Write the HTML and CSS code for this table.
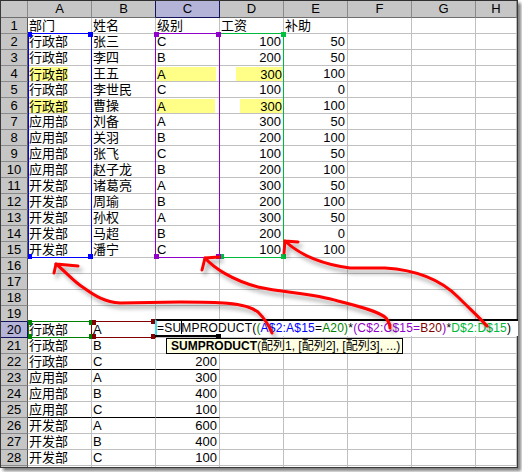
FILE: index.html
```html
<!DOCTYPE html>
<html>
<head>
<meta charset="utf-8">
<link rel="stylesheet" href="styles.css">
</head>
<body>
<div class="screen">
  <div class="sheet">
    <div class="row hdr"><div></div><div>A</div><div class="selL">B</div><div class="sel">C</div><div>D</div><div>E</div><div>F</div><div>G</div><div>H</div></div>
    <div class="row"><div class="rh">1</div><div>部门</div><div>姓名</div><div>级别</div><div>工资</div><div>补助</div><div></div><div></div><div></div></div>
    <div class="row"><div class="rh">2</div><div>行政部</div><div>张三</div><div>C</div><div class="n">100</div><div class="n">50</div><div></div><div></div><div></div></div>
    <div class="row"><div class="rh">3</div><div>行政部</div><div>李四</div><div>B</div><div class="n">200</div><div class="n">50</div><div></div><div></div><div></div></div>
    <div class="row"><div class="rh">4</div><div><span class="hl">行政部</span></div><div>王五</div><div><span class="hl hl-c4">A</span></div><div class="n"><span class="hl hl-d4">300</span></div><div class="n">100</div><div></div><div></div><div></div></div>
    <div class="row"><div class="rh">5</div><div>行政部</div><div>李世民</div><div>C</div><div class="n">100</div><div class="n">0</div><div></div><div></div><div></div></div>
    <div class="row"><div class="rh">6</div><div><span class="hl">行政部</span></div><div>曹操</div><div><span class="hl hl-c6">A</span></div><div class="n"><span class="hl hl-d6">300</span></div><div class="n">100</div><div></div><div></div><div></div></div>
    <div class="row"><div class="rh">7</div><div>应用部</div><div>刘备</div><div>A</div><div class="n">300</div><div class="n">50</div><div></div><div></div><div></div></div>
    <div class="row"><div class="rh">8</div><div>应用部</div><div>关羽</div><div>B</div><div class="n">200</div><div class="n">100</div><div></div><div></div><div></div></div>
    <div class="row"><div class="rh">9</div><div>应用部</div><div>张飞</div><div>C</div><div class="n">100</div><div class="n">50</div><div></div><div></div><div></div></div>
    <div class="row"><div class="rh">10</div><div>应用部</div><div>赵子龙</div><div>B</div><div class="n">200</div><div class="n">100</div><div></div><div></div><div></div></div>
    <div class="row"><div class="rh">11</div><div>开发部</div><div>诸葛亮</div><div>A</div><div class="n">300</div><div class="n">50</div><div></div><div></div><div></div></div>
    <div class="row"><div class="rh">12</div><div>开发部</div><div>周瑜</div><div>B</div><div class="n">200</div><div class="n">100</div><div></div><div></div><div></div></div>
    <div class="row"><div class="rh">13</div><div>开发部</div><div>孙权</div><div>A</div><div class="n">300</div><div class="n">50</div><div></div><div></div><div></div></div>
    <div class="row"><div class="rh">14</div><div>开发部</div><div>马超</div><div>B</div><div class="n">200</div><div class="n">0</div><div></div><div></div><div></div></div>
    <div class="row"><div class="rh">15</div><div>开发部</div><div>潘宁</div><div>C</div><div class="n">100</div><div class="n">100</div><div></div><div></div><div></div></div>
    <div class="row"><div class="rh">16</div><div></div><div></div><div></div><div></div><div></div><div></div><div></div><div></div></div>
    <div class="row"><div class="rh">17</div><div></div><div></div><div></div><div></div><div></div><div></div><div></div><div></div></div>
    <div class="row"><div class="rh">18</div><div></div><div></div><div></div><div></div><div></div><div></div><div></div><div></div></div>
    <div class="row"><div class="rh selT">19</div><div></div><div></div><div></div><div></div><div></div><div></div><div></div><div></div></div>
    <div class="row"><div class="rh sel">20</div><div>行政部</div><div>A</div><div></div><div></div><div></div><div></div><div></div><div></div></div>
    <div class="row"><div class="rh">21</div><div>行政部</div><div>B</div><div></div><div></div><div></div><div></div><div></div><div></div></div>
    <div class="row"><div class="rh">22</div><div class="bb">行政部</div><div class="bb">C</div><div class="n bb">200</div><div></div><div></div><div></div><div></div><div></div></div>
    <div class="row"><div class="rh">23</div><div>应用部</div><div>A</div><div class="n">300</div><div></div><div></div><div></div><div></div><div></div></div>
    <div class="row"><div class="rh">24</div><div>应用部</div><div>B</div><div class="n">400</div><div></div><div></div><div></div><div></div><div></div></div>
    <div class="row"><div class="rh">25</div><div class="bb">应用部</div><div class="bb">C</div><div class="n bb">100</div><div></div><div></div><div></div><div></div><div></div></div>
    <div class="row"><div class="rh">26</div><div>开发部</div><div>A</div><div class="n">600</div><div></div><div></div><div></div><div></div><div></div></div>
    <div class="row"><div class="rh">27</div><div>开发部</div><div>B</div><div class="n">400</div><div></div><div></div><div></div><div></div><div></div></div>
    <div class="row"><div class="rh">28</div><div>开发部</div><div>C</div><div class="n">100</div><div></div><div></div><div></div><div></div><div></div></div>
    <div class="row"><div class="rh"></div><div></div><div></div><div></div><div></div><div></div><div></div><div></div><div></div></div>
  </div>

  <!-- reference range outlines -->
  <div class="rng rng-green2"></div>
  <div class="rng rng-blue"></div>
  <div class="rng rng-purple"></div>
  <div class="hd hd-g2 h-d-tr"></div>
  <div class="hd hd-g2 h-d-br"></div>
  <div class="hd hd-g2 h-d-bl"></div>
  <div class="hd hd-b h-a-tl"></div>
  <div class="hd hd-b h-a-tr"></div>
  <div class="hd hd-b h-a-bl"></div>
  <div class="hd hd-b h-a-br"></div>
  <div class="hd hd-p h-c-tl"></div>
  <div class="hd hd-p h-c-tr"></div>
  <div class="hd hd-p h-c-bl"></div>
  <div class="hd hd-p h-c-br"></div>

  <div class="rng rng-a20"></div>
  <div class="rng rng-b20"></div>
  <div class="hd hd-g h-a20-tl"></div>
  <div class="hd hd-g h-a20-tr"></div>
  <div class="hd hd-g h-a20-bl"></div>
  <div class="hd hd-g h-a20-br"></div>
  <div class="hd hd-r h-b20-tl"></div>
  <div class="hd hd-r h-b20-bl"></div>
  <div class="hd hd-r h-b20-tr"></div>
  <div class="hd hd-r h-b20-br"></div>

  <!-- in-cell editing of C20 -->
  <div class="edit">=SU<span class="caret"></span>MPRODUCT(<span class="f-g">(</span><span class="f-b">A$2:A$15</span>=<span class="f-g">A20)</span>*<span class="f-p">(C$2:C$15=</span><span class="f-r">B20</span><span class="f-p">)</span>*<span class="f-g2">D$2:D$15</span>)</div>
  <div class="cellbot"></div>
  <div class="fillh"></div>

  <div class="tip"><b>SUMPRODUCT</b>(配列1, [配列2], [配列3], ...)</div>

  <svg class="arrows" width="522" height="472" viewBox="0 0 522 472">
    <defs>
      <filter id="sh" x="-20%" y="-20%" width="140%" height="140%">
        <feDropShadow dx="3" dy="4" stdDeviation="2" flood-color="#000" flood-opacity="0.35"/>
      </filter>
    </defs>
    <g fill="none" stroke="#ff0000" stroke-width="3" stroke-linecap="round" stroke-linejoin="round" filter="url(#sh)">
      <path d="M56,264 C66,272 74,282 84,288 C95,296 105,302 120,303 L180,302 C215,302 245,302 258,312 C266,320 270,328 272,333"/>
      <path d="M56,264 L78,266 M56,264 L54,273"/>
      <path d="M205,258 C214,268 232,280 258,287 C285,293 312,293 338,301 C362,307 380,312 386,318 C389,322 390,326 390,328"/>
      <path d="M205,258 L219,257 M205,258 L202,270"/>
      <path d="M285,241 C300,255 320,264 350,268 L385,268 C418,270 442,281 458,297 C470,309 480,318 487,326"/>
      <path d="M285,241 L298,242 M285,241 L284,253"/>
    </g>
  </svg>
</div>
</body>
</html>
```

FILE: styles.css
```css
body {
  margin: 0;
  background: #ffffff;
  font-family: "Liberation Sans", "Noto Sans CJK SC", sans-serif;
  font-size: 13px;
  color: #000;
}

.screen {
  position: relative;
  width: 522px;
  height: 472px;
  overflow: hidden;
}

.sheet {
  width: 518px;
  height: 468px;
  box-sizing: border-box;
  border: 1px solid #3a3a3a;
  border-top-color: #303030;
  box-shadow: 3px 3px 3px rgba(0, 0, 0, 0.5);
  overflow: hidden;
  background: #ffffff;
}

.row {
  display: grid;
  grid-template-columns: 27px repeat(7, 64px) 41px;
  height: 16px;
}

.row > div {
  box-sizing: border-box;
  border-right: 1px solid #c0c0c0;
  border-bottom: 1px solid #c0c0c0;
  line-height: 15px;
  padding: 0 2px 0 1px;
  white-space: nowrap;
  overflow: hidden;
}

.row > .n {
  text-align: right;
  padding: 0 2px 0 0;
}

.row > .bb {
  border-bottom-color: #000000;
}

.row.hdr {
  height: 17px;
}

.row.hdr > div {
  background: #c6c6c6;
  border-right-color: #8a8a8a;
  border-bottom-color: #6e6e6e;
  text-align: center;
  line-height: 16px;
  padding: 0;
}

.row.hdr > .sel {
  background: #b4b4d8;
  border-right-color: #14145a;
  border-bottom-color: #14145a;
}

.row.hdr > .selL {
  border-right-color: #14145a;
}

.row > .rh {
  background: #c6c6c6;
  border-right-color: #5a5a5a;
  border-bottom-color: #8a8a8a;
  text-align: center;
  padding: 0;
}

.row > .rh.sel {
  background: #b4b4d8;
  border-right-color: #14145a;
  border-bottom-color: #14145a;
}

.row > .rh.selT {
  border-bottom-color: #14145a;
}

.hl {
  display: inline-block;
  background: #ffff88;
  height: 14px;
  line-height: 15px;
  vertical-align: top;
  margin-top: 1px;
}

.hl-c4 { width: 59px; }
.hl-c6 { width: 58px; }
.hl-d4 { width: 46px; text-align: right; margin-right: -1px; }
.hl-d6 { width: 42px; text-align: right; margin-right: -1px; }

/* range outlines */
.rng {
  position: absolute;
  box-sizing: border-box;
  border: 1px solid;
}

.rng-blue { left: 28px; top: 33px; width: 64px; height: 225px; border-color: #0000ff; }
.rng-purple { left: 155px; top: 33px; width: 65px; height: 225px; border-color: #9000c8; }
.rng-green2 { left: 219px; top: 33px; width: 65px; height: 225px; border-color: #00b83a; }
.rng-a20 { left: 28px; top: 321px; width: 64px; height: 17px; border-color: #008000; }
.rng-b20 { left: 91px; top: 321px; width: 65px; height: 17px; border-color: #800000; }

.hd {
  position: absolute;
  width: 5px;
  height: 5px;
}

.hd-b { background: #0000ff; }
.hd-p { background: #9000c8; }
.hd-g2 { background: #00c040; }
.hd-g { background: #008000; }
.hd-r { background: #800000; width: 4px; }

.h-a-tl { left: 28px; top: 32px; width: 4px; }
.h-a-tr { left: 88px; top: 32px; }
.h-a-bl { left: 28px; top: 254px; width: 4px; }
.h-a-br { left: 88px; top: 254px; }

.h-c-tl { left: 154px; top: 32px; }
.h-c-tr { left: 216px; top: 32px; }
.h-c-bl { left: 154px; top: 254px; }
.h-c-br { left: 216px; top: 254px; }

.h-d-tr { left: 281px; top: 32px; }
.h-d-br { left: 281px; top: 254px; }
.h-d-bl { left: 219px; top: 254px; }

.h-a20-tl { left: 28px; top: 320px; width: 4px; }
.h-a20-tr { left: 89px; top: 320px; }
.h-a20-bl { left: 28px; top: 334px; width: 4px; }
.h-a20-br { left: 89px; top: 334px; }

.h-b20-tl { left: 92px; top: 320px; }
.h-b20-bl { left: 92px; top: 334px; }
.h-b20-tr { left: 151px; top: 319px; }
.h-b20-br { left: 151px; top: 334px; }

/* in-cell editor */
.edit {
  position: absolute;
  left: 155px;
  top: 319px;
  width: 363px;
  height: 17px;
  box-sizing: border-box;
  background: #ffffff;
  border-top: 2px solid #000000;
  border-left: 2px solid #40e0f0;
  padding-left: 0;
  font-size: 12px;
  letter-spacing: 0.2px;
  line-height: 15px;
  white-space: nowrap;
}

.caret {
  display: inline-block;
  width: 1px;
  height: 13px;
  margin-right: -1px;
  background: #000;
  vertical-align: -2px;
}

.f-b { color: #0000ff; }
.f-g { color: #008000; }
.f-p { color: #9000c8; }
.f-r { color: #800000; }
.f-g2 { color: #00b83a; }

.cellbot {
  position: absolute;
  left: 155px;
  top: 335px;
  width: 62px;
  height: 2px;
  background: #000000;
}

.fillh {
  position: absolute;
  left: 216px;
  top: 334px;
  width: 5px;
  height: 5px;
  background: #000000;
}

.tip {
  position: absolute;
  left: 166px;
  top: 338px;
  width: 237px;
  height: 16px;
  box-sizing: border-box;
  background: #ffffe1;
  border: 1px solid #000000;
  font-family: "Liberation Sans", "Noto Sans CJK JP", sans-serif;
  font-size: 12px;
  line-height: 14px;
  padding-left: 4px;
  white-space: nowrap;
}

.arrows {
  position: absolute;
  left: 0;
  top: 0;
  pointer-events: none;
}
```
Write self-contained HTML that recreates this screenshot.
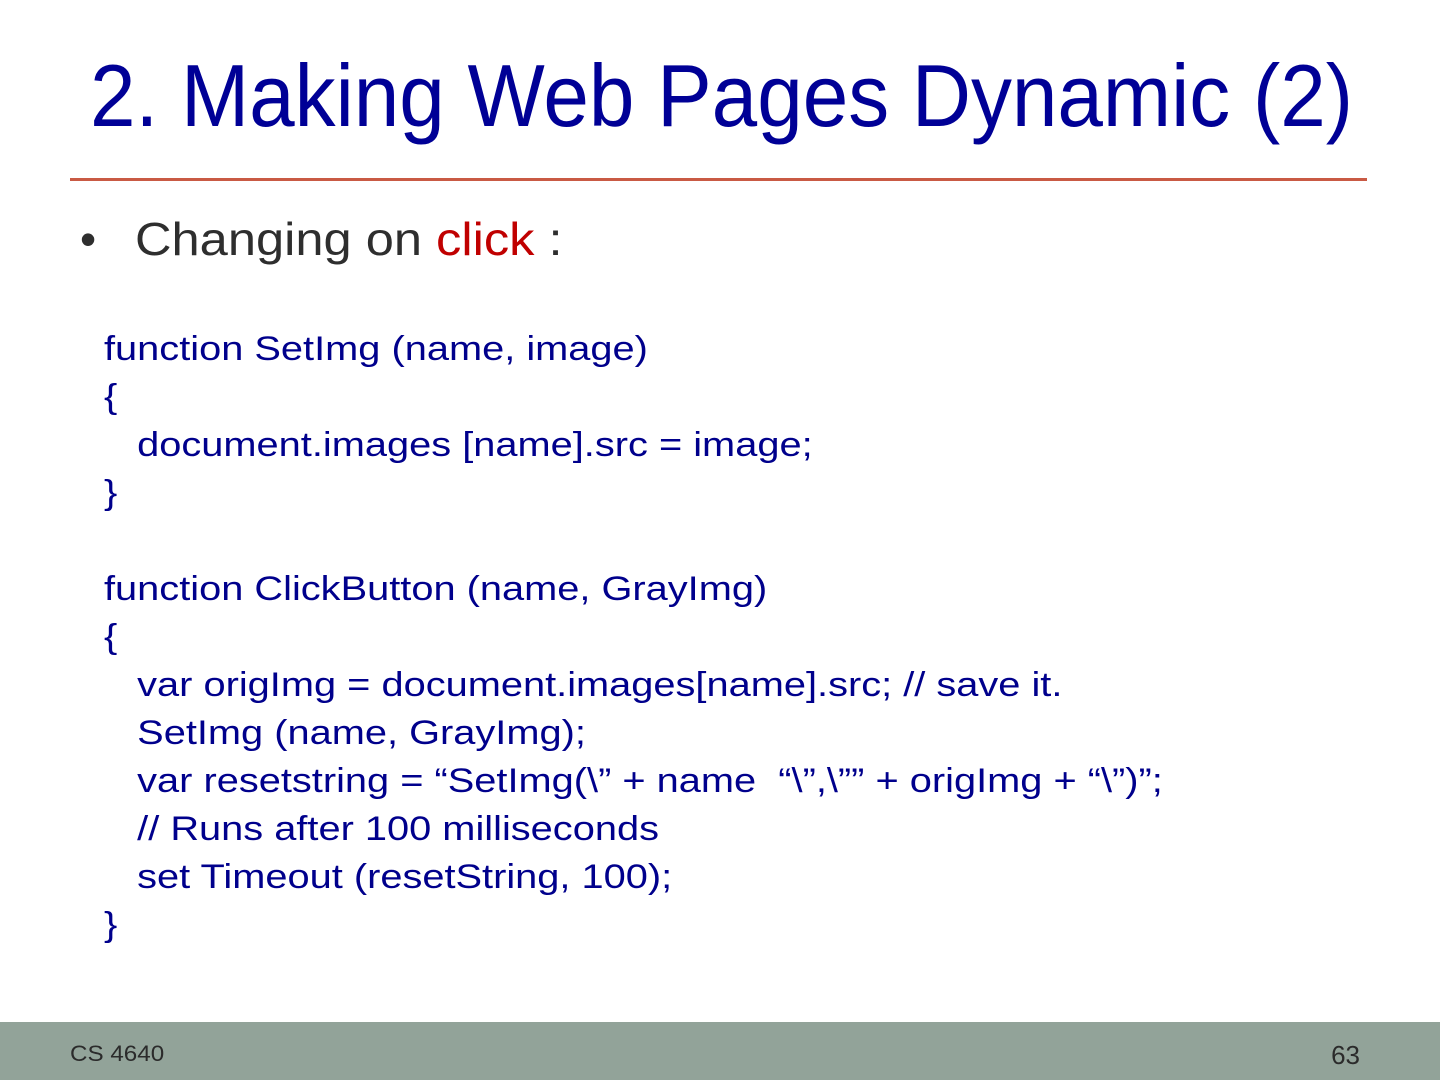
<!DOCTYPE html>
<html><head><meta charset="utf-8"><style>
body{margin:0;width:1440px;height:1080px;position:relative;background:#fff;overflow:hidden;font-family:"Liberation Sans",sans-serif}
.t{position:absolute;left:90px;top:52px;font-size:88px;color:#000096;white-space:nowrap;line-height:1;transform:scaleX(0.93);transform-origin:0 0}
.rule{position:absolute;left:70px;top:178px;width:1297px;height:3px;background:#c95a44}
.b{position:absolute;left:80px;top:216px;font-size:46px;color:#2e2e2e;line-height:1;white-space:nowrap}
.b .d{position:absolute;left:0;top:0}
.b .x{position:absolute;left:55px;top:0;transform:scaleX(1.1);transform-origin:0 0}
.code{position:absolute;left:104px;top:325px;font-size:34px;color:#00008c;line-height:48px;white-space:pre;transform:scaleX(1.17);transform-origin:0 0}
.foot{position:absolute;left:0;top:1022px;width:1440px;height:58px;background:#92a399}
.fl{position:absolute;left:70px;top:1041px;font-size:22px;color:#2b2b2b;transform:scaleX(1.1);transform-origin:0 0}
.fr{position:absolute;right:80px;top:1040px;font-size:26px;color:#2b2b2b}
</style></head><body>
<div class="t">2. Making Web Pages Dynamic (2)</div>
<div class="rule"></div>
<div class="b"><span class="d">•</span><span class="x">Changing on <span style="color:#c00000">click</span> :</span></div>
<div class="code">function SetImg (name, image)
{
   document.images [name].src = image;
}

function ClickButton (name, GrayImg)
{
   var origImg = document.images[name].src; // save it.
   SetImg (name, GrayImg);
   var resetstring = “SetImg(\” + name  “\”,\”” + origImg + “\”)”;
   // Runs after 100 milliseconds
   set Timeout (resetString, 100);
}</div>
<div class="foot"></div>
<div class="fl">CS 4640</div>
<div class="fr">63</div>
</body></html>
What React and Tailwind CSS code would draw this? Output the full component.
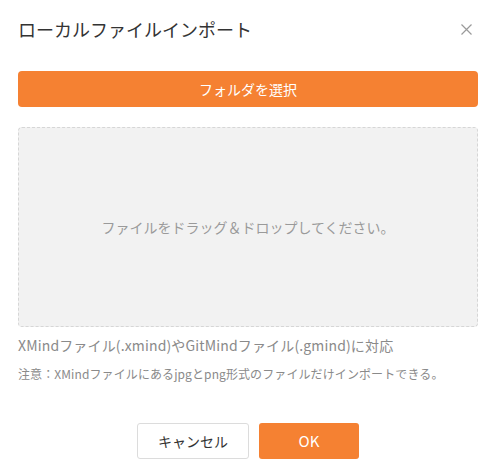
export default function App() {
  const font = { fontFamily: '"Noto Sans CJK JP", "Noto Sans", sans-serif' };
  return (
    <div className="w-[493px] h-[474px] bg-white overflow-hidden" style={font}>
      <div className="pl-[18px] pr-[15px]">
        <div className="flex items-center justify-between h-[24px] mt-[17px]">
          <div className="text-[18px] leading-[24px] text-[#333333]">ローカルファイルインポート</div>
          <svg width="11" height="11" viewBox="0 0 11 11" className="mr-[6px]">
            <path d="M0.5 0.5L10.5 10.5M10.5 0.5L0.5 10.5" stroke="#9a9a9a" strokeWidth="1.2" />
          </svg>
        </div>
        <div className="mt-[30px] h-[36px] rounded-[4px] bg-[#f58132] flex items-center justify-center text-white text-[14px]">
          フォルダを選択
        </div>
        <div className="mt-[20px] h-[200px] rounded-[4px] border border-dashed border-[#d6d6d6] bg-[#f2f2f2] flex items-center justify-center text-[14px] text-[#9a9a9a]">
          ファイルをドラッグ＆ドロップしてください。
        </div>
        <div className="mt-[7px] text-[14px] leading-[22px] text-[#8a8a8a] tracking-[0.15px]">
          XMindファイル(.xmind)やGitMindファイル(.gmind)に対応
        </div>
        <div className="mt-[8px] text-[12px] leading-[20px] text-[#8a8a8a] tracking-[0.1px]">
          注意：XMindファイルにあるjpgとpng形式のファイルだけインポートできる。
        </div>
        <div className="mt-[39px] flex justify-center gap-[10px]">
          <div className="w-[112px] h-[36px] rounded-[3px] border border-[#dcdcdc] bg-white flex items-center justify-center text-[14px] text-[#333333]">
            キャンセル
          </div>
          <div className="w-[100px] h-[36px] rounded-[3px] bg-[#f58132] flex items-center justify-center text-[15px] text-white">
            OK
          </div>
        </div>
      </div>
    </div>
  );
}
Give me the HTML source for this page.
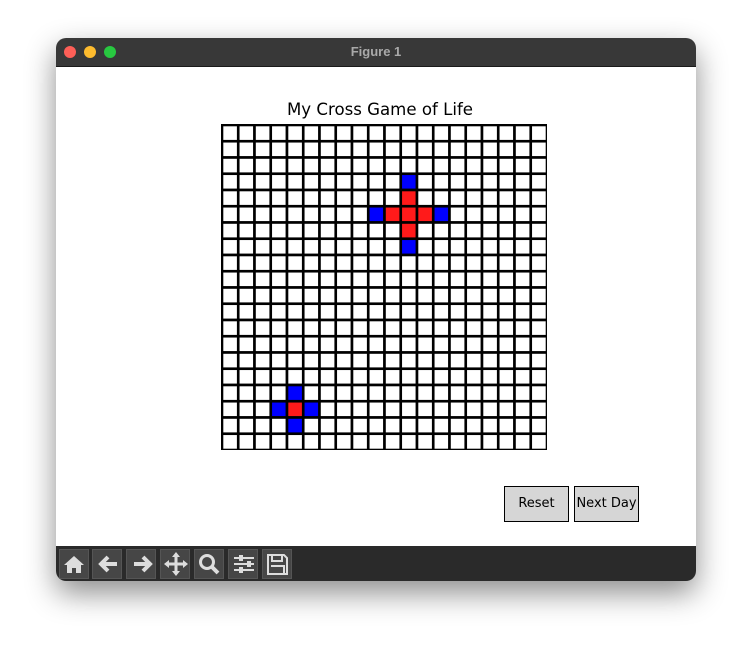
<!DOCTYPE html>
<html><head><style>
body{margin:0;width:752px;height:656px;background:#fff;position:relative;font-family:"Liberation Sans","DejaVu Sans",sans-serif;overflow:hidden}
.win{position:absolute;left:56px;top:38px;width:640px;height:543px;border-radius:10px;overflow:hidden;box-shadow:0 12px 30px rgba(0,0,0,.45);background:#fff}
.tb{position:absolute;left:0;top:0;width:640px;height:28px;background:#383838;border-bottom:1px solid #1a1a1a}
.tb span{position:absolute;width:100%;text-align:center;top:6px;color:#a9a9a9;font-size:13px;font-weight:bold}
.dot{position:absolute;top:8px;width:12px;height:12px;border-radius:50%}
.title{position:absolute;left:4px;width:640px;top:62px;text-align:center;font-family:"DejaVu Sans",sans-serif;font-size:16.6px;color:#000}
.btn{position:absolute;top:448px;height:34px;background:#d6d6d6;border:1px solid #000;font-family:"DejaVu Sans",sans-serif;font-size:13px;text-align:center;line-height:34px}
.bar{position:absolute;left:0;top:508px;width:640px;height:35px;background:#2a2a2a}
.ic{position:absolute;top:3px;width:30px;height:30px;background:#464646;border:1px solid #555;box-sizing:border-box}
</style></head><body>
<div class="win">
<div class="tb"><div class="dot" style="left:8px;background:#fe5f57"></div><div class="dot" style="left:28px;background:#febc2e"></div><div class="dot" style="left:48px;background:#28c840"></div><span>Figure 1</span></div>
<div class="title">My Cross Game of Life</div>
<svg style="position:absolute;left:165px;top:86px" width="326" height="326" viewBox="0 0 326 326">
<g stroke="#000" stroke-width="2.6" fill="#fff" id="g"></g>
</svg>
<div class="btn" style="left:448px;width:63px">Reset</div>
<div class="btn" style="left:518px;width:63px">Next Day</div>
<div class="bar">
<div class="ic" style="left:3px"></div><div class="ic" style="left:36px"></div><div class="ic" style="left:70px"></div><div class="ic" style="left:104px"></div><div class="ic" style="left:138px"></div><div class="ic" style="left:172px"></div><div class="ic" style="left:206px"></div>
<svg style="position:absolute;left:0;top:0" width="240" height="35" fill="#ddd" stroke="#ddd">
<path d="M8 19 L18 10 L28 19 L25 19 L25 27 L20 27 L20 22 L16 22 L16 27 L11 27 L11 19Z" stroke="none"/>
<path d="M61 18 H45 M52 11 L45 18 L52 25" stroke-width="4" fill="none"/>
<path d="M78 18 H94 M87 11 L94 18 L87 25" stroke-width="4" fill="none"/>
<path d="M120 8 V28 M110 18 H130" stroke-width="3" fill="none"/><path d="M120 6 l-4 5 h8z M120 30 l-4 -5 h8z M108 18 l5 -4 v8z M132 18 l-5 -4 v8z" stroke="none"/>
<circle cx="151" cy="16" r="6.5" fill="none" stroke-width="3"/><path d="M156 21 L162 27" stroke-width="4"/>
<path d="M178 12 H198 M178 18 H198 M178 24 H198" stroke-width="2"/><rect x="183" y="9" width="4" height="6" stroke="none"/><rect x="191" y="15" width="4" height="6" stroke="none"/><rect x="183" y="21" width="4" height="6" stroke="none"/>
<path d="M212 9 H228 L231 12 V28 H212Z M216 9 V15 H226 V9 M215 20 H228 V28" fill="none" stroke-width="2"/>
</svg>
</div>
</div>
<script>
var g=document.getElementById('g'),s=16.25,h='';
var col={};
[[3,11],[7,11],[5,9],[5,13],[16,4],[18,4],[17,3],[17,5]].forEach(function(p){col[p[0]+','+p[1]]='#0000ff'});
[[4,11],[6,11],[5,10],[5,11],[5,12],[17,4]].forEach(function(p){col[p[0]+','+p[1]]='#ff1a1a'});
for(var r=0;r<20;r++)for(var c=0;c<20;c++){h+='<rect x="'+(1+c*s)+'" y="'+(1+r*s)+'" width="'+s+'" height="'+s+'" fill="'+(col[r+','+c]||'#fff')+'"/>';}
g.innerHTML=h;
</script>
</body></html>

= = = = =

-- BRIEF --
Go through the material above and copy each line that has the word "Write".

-- WRITTEN ANSWER --
Write the HTML and CSS code for this table.
Write self-contained HTML that recreates this screenshot.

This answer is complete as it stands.